***** Dataset rows

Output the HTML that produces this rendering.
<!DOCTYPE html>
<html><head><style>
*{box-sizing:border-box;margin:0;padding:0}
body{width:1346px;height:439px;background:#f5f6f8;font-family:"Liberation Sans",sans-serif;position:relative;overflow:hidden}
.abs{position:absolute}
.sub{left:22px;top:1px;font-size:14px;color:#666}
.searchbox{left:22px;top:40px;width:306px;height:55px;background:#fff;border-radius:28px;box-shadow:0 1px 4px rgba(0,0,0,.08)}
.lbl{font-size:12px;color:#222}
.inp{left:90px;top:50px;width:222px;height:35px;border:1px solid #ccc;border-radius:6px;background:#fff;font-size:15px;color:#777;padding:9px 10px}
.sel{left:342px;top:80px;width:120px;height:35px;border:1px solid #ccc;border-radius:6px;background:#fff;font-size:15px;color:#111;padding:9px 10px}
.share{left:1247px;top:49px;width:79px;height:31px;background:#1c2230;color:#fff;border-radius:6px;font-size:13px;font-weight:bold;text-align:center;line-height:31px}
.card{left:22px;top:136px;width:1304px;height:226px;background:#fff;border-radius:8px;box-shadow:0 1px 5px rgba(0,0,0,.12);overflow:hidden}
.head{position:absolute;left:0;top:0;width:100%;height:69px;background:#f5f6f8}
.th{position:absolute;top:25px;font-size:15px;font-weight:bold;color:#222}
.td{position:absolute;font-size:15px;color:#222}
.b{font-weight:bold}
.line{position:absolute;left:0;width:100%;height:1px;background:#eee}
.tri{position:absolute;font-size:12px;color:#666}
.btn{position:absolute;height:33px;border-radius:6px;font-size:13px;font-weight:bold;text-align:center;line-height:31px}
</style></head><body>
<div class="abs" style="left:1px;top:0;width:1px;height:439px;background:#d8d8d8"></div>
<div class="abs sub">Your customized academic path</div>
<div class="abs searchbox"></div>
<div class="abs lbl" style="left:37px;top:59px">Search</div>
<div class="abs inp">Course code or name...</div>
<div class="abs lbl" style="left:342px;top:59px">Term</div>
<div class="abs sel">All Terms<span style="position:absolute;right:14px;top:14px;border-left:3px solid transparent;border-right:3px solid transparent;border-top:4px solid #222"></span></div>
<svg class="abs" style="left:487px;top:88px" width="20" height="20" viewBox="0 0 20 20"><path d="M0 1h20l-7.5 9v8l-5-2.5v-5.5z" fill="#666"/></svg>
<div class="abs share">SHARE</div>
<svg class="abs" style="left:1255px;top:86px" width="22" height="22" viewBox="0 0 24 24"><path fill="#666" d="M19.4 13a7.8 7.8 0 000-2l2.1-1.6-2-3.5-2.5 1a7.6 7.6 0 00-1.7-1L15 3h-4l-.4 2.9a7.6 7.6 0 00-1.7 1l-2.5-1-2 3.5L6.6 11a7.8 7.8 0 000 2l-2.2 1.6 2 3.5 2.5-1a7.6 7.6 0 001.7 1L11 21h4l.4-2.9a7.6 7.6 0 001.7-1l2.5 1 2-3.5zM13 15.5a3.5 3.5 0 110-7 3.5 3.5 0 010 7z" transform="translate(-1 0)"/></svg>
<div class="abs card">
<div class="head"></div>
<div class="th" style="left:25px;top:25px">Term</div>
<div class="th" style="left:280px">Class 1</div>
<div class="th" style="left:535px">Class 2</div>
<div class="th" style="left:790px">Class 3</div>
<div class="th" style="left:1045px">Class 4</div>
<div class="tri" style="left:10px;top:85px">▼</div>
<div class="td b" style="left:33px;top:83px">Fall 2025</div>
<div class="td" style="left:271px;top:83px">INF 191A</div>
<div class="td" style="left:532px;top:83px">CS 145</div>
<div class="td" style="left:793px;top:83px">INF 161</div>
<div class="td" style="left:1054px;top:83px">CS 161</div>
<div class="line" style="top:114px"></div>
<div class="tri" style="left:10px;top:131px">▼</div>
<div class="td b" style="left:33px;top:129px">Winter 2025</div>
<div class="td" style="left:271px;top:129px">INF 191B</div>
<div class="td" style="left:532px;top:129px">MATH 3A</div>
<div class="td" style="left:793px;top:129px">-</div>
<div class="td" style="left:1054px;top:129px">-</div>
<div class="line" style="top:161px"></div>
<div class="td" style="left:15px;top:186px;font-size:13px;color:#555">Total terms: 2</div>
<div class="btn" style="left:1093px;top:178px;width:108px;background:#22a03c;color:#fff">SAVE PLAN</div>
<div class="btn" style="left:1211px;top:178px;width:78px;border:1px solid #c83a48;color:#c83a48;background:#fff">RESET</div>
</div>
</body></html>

**********
***** Dataset rows

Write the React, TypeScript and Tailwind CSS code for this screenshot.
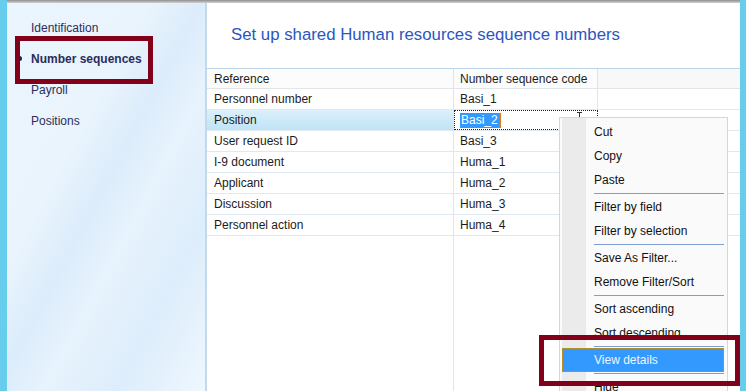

**********

# Work to complete:
Collect every line from the records above that contains the word "this".

# The response:
Output the HTML that produces this rendering.
Write the React, TypeScript and Tailwind CSS code for this screenshot.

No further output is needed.